Show all lines of the listing that hold the word "page".

+++++

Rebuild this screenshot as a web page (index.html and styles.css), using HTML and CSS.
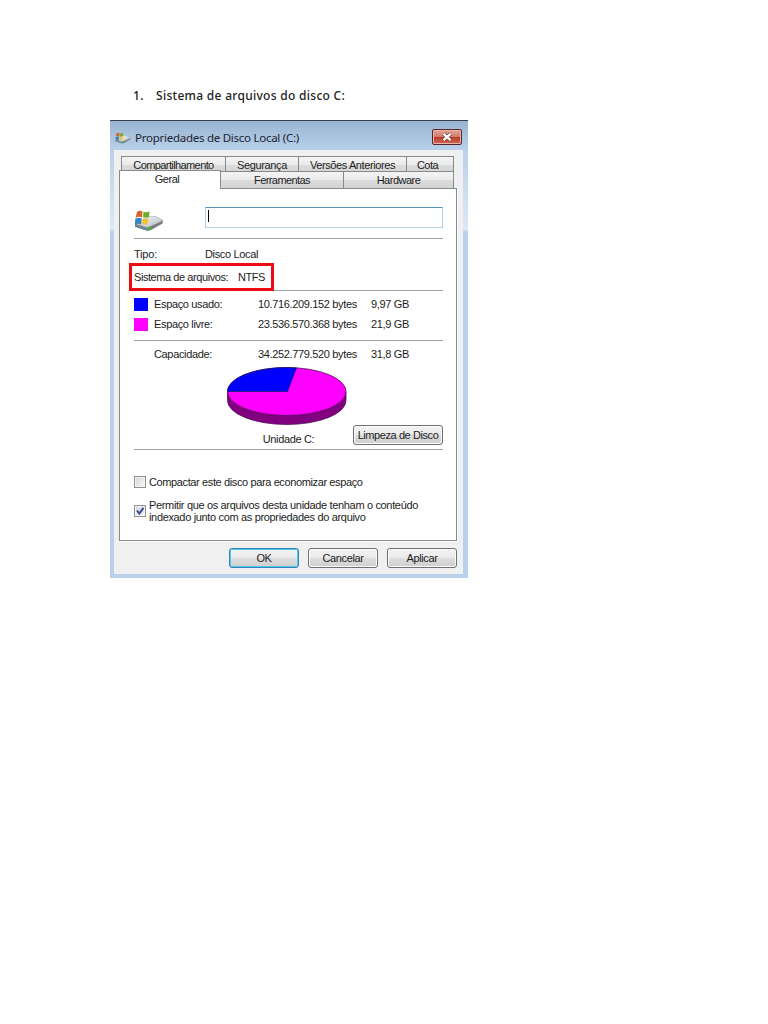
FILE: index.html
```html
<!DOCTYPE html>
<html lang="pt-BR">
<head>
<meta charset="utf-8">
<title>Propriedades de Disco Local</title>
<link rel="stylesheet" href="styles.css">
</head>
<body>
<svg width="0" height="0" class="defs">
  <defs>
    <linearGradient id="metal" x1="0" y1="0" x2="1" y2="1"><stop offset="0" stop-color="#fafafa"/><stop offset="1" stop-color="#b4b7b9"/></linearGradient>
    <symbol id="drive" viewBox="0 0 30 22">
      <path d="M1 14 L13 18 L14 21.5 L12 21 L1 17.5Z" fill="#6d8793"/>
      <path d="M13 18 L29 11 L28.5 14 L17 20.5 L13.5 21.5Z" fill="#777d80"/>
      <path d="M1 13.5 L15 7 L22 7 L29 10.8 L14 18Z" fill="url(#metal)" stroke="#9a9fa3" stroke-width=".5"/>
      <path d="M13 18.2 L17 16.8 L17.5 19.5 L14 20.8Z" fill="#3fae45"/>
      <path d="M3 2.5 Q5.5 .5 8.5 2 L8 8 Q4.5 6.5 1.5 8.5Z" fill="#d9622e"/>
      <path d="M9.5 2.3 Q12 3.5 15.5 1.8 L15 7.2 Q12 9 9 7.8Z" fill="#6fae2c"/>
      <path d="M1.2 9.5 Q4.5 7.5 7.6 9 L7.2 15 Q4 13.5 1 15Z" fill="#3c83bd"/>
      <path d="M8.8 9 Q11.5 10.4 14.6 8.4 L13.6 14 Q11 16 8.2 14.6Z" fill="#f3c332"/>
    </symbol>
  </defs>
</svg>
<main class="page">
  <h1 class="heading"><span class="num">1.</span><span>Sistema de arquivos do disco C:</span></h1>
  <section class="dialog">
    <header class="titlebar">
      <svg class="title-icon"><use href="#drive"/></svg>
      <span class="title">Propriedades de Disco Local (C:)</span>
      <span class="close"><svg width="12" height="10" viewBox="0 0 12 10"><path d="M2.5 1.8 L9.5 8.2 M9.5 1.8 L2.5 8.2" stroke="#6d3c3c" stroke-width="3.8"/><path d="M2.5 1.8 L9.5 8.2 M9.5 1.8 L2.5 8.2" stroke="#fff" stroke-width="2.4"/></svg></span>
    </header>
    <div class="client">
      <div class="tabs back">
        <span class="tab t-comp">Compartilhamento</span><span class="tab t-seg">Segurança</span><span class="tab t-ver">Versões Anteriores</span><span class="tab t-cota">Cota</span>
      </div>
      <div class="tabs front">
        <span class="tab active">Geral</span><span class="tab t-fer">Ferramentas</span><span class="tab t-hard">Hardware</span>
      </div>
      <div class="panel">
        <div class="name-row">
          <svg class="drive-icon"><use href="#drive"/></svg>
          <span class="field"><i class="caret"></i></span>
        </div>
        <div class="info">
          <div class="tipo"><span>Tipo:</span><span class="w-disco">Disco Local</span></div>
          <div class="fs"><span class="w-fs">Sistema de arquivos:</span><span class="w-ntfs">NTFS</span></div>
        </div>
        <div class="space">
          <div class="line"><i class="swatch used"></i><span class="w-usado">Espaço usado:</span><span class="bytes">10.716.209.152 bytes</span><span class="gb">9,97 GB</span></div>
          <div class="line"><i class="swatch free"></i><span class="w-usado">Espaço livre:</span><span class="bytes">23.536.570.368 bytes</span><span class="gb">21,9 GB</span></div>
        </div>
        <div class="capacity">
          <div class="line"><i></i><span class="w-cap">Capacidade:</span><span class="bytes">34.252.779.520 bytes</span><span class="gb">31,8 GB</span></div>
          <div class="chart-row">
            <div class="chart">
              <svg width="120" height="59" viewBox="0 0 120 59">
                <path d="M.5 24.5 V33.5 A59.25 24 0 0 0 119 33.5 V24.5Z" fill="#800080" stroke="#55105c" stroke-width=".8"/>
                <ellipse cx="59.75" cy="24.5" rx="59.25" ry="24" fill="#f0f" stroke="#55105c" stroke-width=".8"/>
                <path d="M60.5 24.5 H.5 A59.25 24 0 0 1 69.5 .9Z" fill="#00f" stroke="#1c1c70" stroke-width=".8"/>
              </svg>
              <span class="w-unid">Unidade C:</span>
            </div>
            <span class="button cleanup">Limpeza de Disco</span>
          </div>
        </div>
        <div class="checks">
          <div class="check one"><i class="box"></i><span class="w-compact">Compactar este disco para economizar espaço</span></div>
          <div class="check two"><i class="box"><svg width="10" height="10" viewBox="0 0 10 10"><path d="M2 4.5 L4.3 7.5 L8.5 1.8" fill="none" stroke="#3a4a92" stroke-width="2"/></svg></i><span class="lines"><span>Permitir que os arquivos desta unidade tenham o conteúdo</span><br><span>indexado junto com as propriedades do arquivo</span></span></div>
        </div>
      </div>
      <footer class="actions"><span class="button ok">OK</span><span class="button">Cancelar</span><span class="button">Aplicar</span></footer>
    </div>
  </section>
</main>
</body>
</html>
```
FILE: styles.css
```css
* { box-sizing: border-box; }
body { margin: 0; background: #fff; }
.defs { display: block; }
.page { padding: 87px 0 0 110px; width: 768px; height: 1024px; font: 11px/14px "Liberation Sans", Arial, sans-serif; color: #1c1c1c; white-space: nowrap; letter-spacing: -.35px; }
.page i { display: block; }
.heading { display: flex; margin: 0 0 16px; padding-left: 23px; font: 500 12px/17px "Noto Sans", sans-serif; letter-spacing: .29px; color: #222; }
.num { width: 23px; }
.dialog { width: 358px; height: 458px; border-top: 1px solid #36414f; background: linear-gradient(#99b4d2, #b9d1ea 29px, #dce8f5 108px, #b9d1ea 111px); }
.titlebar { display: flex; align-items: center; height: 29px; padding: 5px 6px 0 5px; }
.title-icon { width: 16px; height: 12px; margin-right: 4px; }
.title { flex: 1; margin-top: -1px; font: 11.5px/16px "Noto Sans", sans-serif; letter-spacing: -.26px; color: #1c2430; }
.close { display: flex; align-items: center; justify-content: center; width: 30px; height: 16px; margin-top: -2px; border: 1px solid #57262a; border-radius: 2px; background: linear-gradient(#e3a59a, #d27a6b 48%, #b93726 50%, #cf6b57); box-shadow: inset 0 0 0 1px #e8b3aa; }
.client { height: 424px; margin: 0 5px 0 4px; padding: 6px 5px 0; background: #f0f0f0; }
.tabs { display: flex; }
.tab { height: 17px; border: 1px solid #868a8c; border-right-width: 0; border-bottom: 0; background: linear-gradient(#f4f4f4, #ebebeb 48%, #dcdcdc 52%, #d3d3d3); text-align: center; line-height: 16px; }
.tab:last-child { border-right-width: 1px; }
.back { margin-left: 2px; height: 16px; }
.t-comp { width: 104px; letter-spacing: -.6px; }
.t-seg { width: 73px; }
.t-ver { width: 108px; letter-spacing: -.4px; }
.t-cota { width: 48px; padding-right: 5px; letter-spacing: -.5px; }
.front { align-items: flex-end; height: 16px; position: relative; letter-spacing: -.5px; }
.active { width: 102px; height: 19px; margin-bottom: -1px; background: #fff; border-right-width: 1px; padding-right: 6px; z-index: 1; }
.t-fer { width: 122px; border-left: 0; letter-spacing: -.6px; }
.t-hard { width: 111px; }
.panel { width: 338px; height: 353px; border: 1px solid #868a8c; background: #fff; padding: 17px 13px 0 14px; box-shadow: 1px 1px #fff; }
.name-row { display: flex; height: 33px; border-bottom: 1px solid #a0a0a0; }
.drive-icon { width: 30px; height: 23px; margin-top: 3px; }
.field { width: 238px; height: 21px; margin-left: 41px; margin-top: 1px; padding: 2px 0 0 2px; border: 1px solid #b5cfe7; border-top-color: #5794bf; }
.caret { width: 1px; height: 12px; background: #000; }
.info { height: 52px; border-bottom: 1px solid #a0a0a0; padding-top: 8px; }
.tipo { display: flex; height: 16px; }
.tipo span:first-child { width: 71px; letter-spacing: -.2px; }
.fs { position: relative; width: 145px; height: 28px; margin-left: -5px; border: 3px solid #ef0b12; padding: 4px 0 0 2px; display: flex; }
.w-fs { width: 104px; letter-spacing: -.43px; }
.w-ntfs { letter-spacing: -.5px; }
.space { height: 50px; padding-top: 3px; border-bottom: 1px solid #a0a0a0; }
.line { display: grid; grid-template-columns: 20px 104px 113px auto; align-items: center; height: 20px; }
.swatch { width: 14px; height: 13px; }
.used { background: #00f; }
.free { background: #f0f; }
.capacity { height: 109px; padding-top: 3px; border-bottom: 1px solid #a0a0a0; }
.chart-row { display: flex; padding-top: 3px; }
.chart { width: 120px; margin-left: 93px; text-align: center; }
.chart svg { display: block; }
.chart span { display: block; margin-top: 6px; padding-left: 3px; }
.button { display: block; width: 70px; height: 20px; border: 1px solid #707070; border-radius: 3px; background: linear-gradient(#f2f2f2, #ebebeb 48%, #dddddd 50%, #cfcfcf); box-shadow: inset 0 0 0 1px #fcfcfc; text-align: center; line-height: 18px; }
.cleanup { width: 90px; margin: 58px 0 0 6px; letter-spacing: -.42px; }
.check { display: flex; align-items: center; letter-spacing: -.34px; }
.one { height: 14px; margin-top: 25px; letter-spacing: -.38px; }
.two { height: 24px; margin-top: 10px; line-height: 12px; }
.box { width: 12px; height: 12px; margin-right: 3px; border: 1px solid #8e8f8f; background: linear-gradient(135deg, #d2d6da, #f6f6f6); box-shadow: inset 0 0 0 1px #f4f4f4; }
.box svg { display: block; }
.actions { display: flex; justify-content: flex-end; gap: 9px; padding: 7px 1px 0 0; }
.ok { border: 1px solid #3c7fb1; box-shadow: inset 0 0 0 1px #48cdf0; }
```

+++++

[EXERCISE OUTPUT]:
Rebuild this screenshot as a web page (index.html and styles.css), using HTML and CSS.
<main class="page">
.page { padding: 87px 0 0 110px; width: 768px; height: 1024px; font: 11px/14px "Liberation Sans", Arial, sans-serif; color: #1c1c1c; white-space: nowrap; letter-spacing: -.35px; }
.page i { display: block; }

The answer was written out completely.